* BEGIN Dataset content *

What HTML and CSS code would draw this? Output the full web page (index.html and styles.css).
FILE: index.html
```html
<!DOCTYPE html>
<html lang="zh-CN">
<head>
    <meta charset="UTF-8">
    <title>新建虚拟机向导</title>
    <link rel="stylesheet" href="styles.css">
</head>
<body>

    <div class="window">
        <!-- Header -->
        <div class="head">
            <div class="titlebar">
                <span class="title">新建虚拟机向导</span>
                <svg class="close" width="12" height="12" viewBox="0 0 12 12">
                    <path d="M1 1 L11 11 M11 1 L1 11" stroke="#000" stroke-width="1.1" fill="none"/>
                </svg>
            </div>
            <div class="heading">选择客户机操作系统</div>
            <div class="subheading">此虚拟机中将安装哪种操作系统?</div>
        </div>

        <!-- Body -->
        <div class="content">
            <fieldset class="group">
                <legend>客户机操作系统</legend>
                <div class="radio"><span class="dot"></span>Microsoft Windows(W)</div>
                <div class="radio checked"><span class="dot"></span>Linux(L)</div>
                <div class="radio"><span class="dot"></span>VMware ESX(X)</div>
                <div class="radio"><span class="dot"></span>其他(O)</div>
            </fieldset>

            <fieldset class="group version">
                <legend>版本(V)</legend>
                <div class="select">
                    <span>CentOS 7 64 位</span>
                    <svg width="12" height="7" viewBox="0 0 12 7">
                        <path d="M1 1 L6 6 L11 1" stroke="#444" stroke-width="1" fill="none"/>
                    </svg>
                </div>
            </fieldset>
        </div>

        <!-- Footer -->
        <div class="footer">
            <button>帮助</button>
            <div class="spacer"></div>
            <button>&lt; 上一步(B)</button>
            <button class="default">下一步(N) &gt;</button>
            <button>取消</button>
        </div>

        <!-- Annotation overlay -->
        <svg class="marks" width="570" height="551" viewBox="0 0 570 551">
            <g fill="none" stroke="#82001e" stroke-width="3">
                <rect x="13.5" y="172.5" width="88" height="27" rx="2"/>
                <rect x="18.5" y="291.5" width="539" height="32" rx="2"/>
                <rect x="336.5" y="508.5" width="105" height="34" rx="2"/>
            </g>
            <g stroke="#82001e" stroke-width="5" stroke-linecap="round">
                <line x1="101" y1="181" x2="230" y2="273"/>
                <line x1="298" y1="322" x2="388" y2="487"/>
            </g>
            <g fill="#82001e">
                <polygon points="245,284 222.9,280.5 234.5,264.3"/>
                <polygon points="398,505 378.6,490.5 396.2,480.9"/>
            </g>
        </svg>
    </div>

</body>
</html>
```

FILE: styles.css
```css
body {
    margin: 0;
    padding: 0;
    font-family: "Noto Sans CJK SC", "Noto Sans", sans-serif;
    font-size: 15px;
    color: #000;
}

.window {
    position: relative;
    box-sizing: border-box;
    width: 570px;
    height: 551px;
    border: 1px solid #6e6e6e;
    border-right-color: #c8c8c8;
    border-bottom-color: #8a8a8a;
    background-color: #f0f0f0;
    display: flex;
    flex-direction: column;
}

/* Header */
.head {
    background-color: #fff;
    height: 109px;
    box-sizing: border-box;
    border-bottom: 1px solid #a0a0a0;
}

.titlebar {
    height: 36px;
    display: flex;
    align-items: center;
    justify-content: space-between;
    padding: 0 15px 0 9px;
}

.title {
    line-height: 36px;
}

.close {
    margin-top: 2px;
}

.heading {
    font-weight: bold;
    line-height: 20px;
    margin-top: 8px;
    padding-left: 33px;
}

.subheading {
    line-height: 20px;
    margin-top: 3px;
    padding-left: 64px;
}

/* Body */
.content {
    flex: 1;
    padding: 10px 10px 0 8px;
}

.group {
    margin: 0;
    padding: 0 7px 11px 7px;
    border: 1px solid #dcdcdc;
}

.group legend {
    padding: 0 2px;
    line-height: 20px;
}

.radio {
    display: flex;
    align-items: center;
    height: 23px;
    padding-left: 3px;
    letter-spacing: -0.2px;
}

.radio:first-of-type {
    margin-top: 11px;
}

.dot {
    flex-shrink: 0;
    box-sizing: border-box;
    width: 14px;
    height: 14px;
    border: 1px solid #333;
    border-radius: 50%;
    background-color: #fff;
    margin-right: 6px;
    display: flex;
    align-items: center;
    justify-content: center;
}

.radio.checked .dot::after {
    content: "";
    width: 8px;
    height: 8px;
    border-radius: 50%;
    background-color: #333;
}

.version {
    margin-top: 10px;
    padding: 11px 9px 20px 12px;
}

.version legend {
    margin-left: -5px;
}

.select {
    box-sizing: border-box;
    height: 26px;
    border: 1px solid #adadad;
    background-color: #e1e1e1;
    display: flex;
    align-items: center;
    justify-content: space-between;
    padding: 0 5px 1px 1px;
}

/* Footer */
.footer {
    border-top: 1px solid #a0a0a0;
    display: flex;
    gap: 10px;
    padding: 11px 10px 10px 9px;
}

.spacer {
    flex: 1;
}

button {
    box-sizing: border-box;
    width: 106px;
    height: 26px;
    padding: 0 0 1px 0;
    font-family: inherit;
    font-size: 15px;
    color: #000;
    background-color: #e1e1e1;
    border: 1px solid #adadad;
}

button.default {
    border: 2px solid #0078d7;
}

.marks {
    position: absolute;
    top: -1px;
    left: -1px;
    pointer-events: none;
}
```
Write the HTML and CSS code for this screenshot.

* END Dataset content *

Your task is to repeat the data exactly; please include every line.

> _Exercise solution_
What HTML and CSS code would draw this? Output the full web page (index.html and styles.css).
FILE: index.html
```html
<!DOCTYPE html>
<html lang="zh-CN">
<head>
    <meta charset="UTF-8">
    <title>新建虚拟机向导</title>
    <link rel="stylesheet" href="styles.css">
</head>
<body>

    <div class="window">
        <!-- Header -->
        <div class="head">
            <div class="titlebar">
                <span class="title">新建虚拟机向导</span>
                <svg class="close" width="12" height="12" viewBox="0 0 12 12">
                    <path d="M1 1 L11 11 M11 1 L1 11" stroke="#000" stroke-width="1.1" fill="none"/>
                </svg>
            </div>
            <div class="heading">选择客户机操作系统</div>
            <div class="subheading">此虚拟机中将安装哪种操作系统?</div>
        </div>

        <!-- Body -->
        <div class="content">
            <fieldset class="group">
                <legend>客户机操作系统</legend>
                <div class="radio"><span class="dot"></span>Microsoft Windows(W)</div>
                <div class="radio checked"><span class="dot"></span>Linux(L)</div>
                <div class="radio"><span class="dot"></span>VMware ESX(X)</div>
                <div class="radio"><span class="dot"></span>其他(O)</div>
            </fieldset>

            <fieldset class="group version">
                <legend>版本(V)</legend>
                <div class="select">
                    <span>CentOS 7 64 位</span>
                    <svg width="12" height="7" viewBox="0 0 12 7">
                        <path d="M1 1 L6 6 L11 1" stroke="#444" stroke-width="1" fill="none"/>
                    </svg>
                </div>
            </fieldset>
        </div>

        <!-- Footer -->
        <div class="footer">
            <button>帮助</button>
            <div class="spacer"></div>
            <button>&lt; 上一步(B)</button>
            <button class="default">下一步(N) &gt;</button>
            <button>取消</button>
        </div>

        <!-- Annotation overlay -->
        <svg class="marks" width="570" height="551" viewBox="0 0 570 551">
            <g fill="none" stroke="#82001e" stroke-width="3">
                <rect x="13.5" y="172.5" width="88" height="27" rx="2"/>
                <rect x="18.5" y="291.5" width="539" height="32" rx="2"/>
                <rect x="336.5" y="508.5" width="105" height="34" rx="2"/>
            </g>
            <g stroke="#82001e" stroke-width="5" stroke-linecap="round">
                <line x1="101" y1="181" x2="230" y2="273"/>
                <line x1="298" y1="322" x2="388" y2="487"/>
            </g>
            <g fill="#82001e">
                <polygon points="245,284 222.9,280.5 234.5,264.3"/>
                <polygon points="398,505 378.6,490.5 396.2,480.9"/>
            </g>
        </svg>
    </div>

</body>
</html>
```

FILE: styles.css
```css
body {
    margin: 0;
    padding: 0;
    font-family: "Noto Sans CJK SC", "Noto Sans", sans-serif;
    font-size: 15px;
    color: #000;
}

.window {
    position: relative;
    box-sizing: border-box;
    width: 570px;
    height: 551px;
    border: 1px solid #6e6e6e;
    border-right-color: #c8c8c8;
    border-bottom-color: #8a8a8a;
    background-color: #f0f0f0;
    display: flex;
    flex-direction: column;
}

/* Header */
.head {
    background-color: #fff;
    height: 109px;
    box-sizing: border-box;
    border-bottom: 1px solid #a0a0a0;
}

.titlebar {
    height: 36px;
    display: flex;
    align-items: center;
    justify-content: space-between;
    padding: 0 15px 0 9px;
}

.title {
    line-height: 36px;
}

.close {
    margin-top: 2px;
}

.heading {
    font-weight: bold;
    line-height: 20px;
    margin-top: 8px;
    padding-left: 33px;
}

.subheading {
    line-height: 20px;
    margin-top: 3px;
    padding-left: 64px;
}

/* Body */
.content {
    flex: 1;
    padding: 10px 10px 0 8px;
}

.group {
    margin: 0;
    padding: 0 7px 11px 7px;
    border: 1px solid #dcdcdc;
}

.group legend {
    padding: 0 2px;
    line-height: 20px;
}

.radio {
    display: flex;
    align-items: center;
    height: 23px;
    padding-left: 3px;
    letter-spacing: -0.2px;
}

.radio:first-of-type {
    margin-top: 11px;
}

.dot {
    flex-shrink: 0;
    box-sizing: border-box;
    width: 14px;
    height: 14px;
    border: 1px solid #333;
    border-radius: 50%;
    background-color: #fff;
    margin-right: 6px;
    display: flex;
    align-items: center;
    justify-content: center;
}

.radio.checked .dot::after {
    content: "";
    width: 8px;
    height: 8px;
    border-radius: 50%;
    background-color: #333;
}

.version {
    margin-top: 10px;
    padding: 11px 9px 20px 12px;
}

.version legend {
    margin-left: -5px;
}

.select {
    box-sizing: border-box;
    height: 26px;
    border: 1px solid #adadad;
    background-color: #e1e1e1;
    display: flex;
    align-items: center;
    justify-content: space-between;
    padding: 0 5px 1px 1px;
}

/* Footer */
.footer {
    border-top: 1px solid #a0a0a0;
    display: flex;
    gap: 10px;
    padding: 11px 10px 10px 9px;
}

.spacer {
    flex: 1;
}

button {
    box-sizing: border-box;
    width: 106px;
    height: 26px;
    padding: 0 0 1px 0;
    font-family: inherit;
    font-size: 15px;
    color: #000;
    background-color: #e1e1e1;
    border: 1px solid #adadad;
}

button.default {
    border: 2px solid #0078d7;
}

.marks {
    position: absolute;
    top: -1px;
    left: -1px;
    pointer-events: none;
}
```
Write the HTML and CSS code for this screenshot.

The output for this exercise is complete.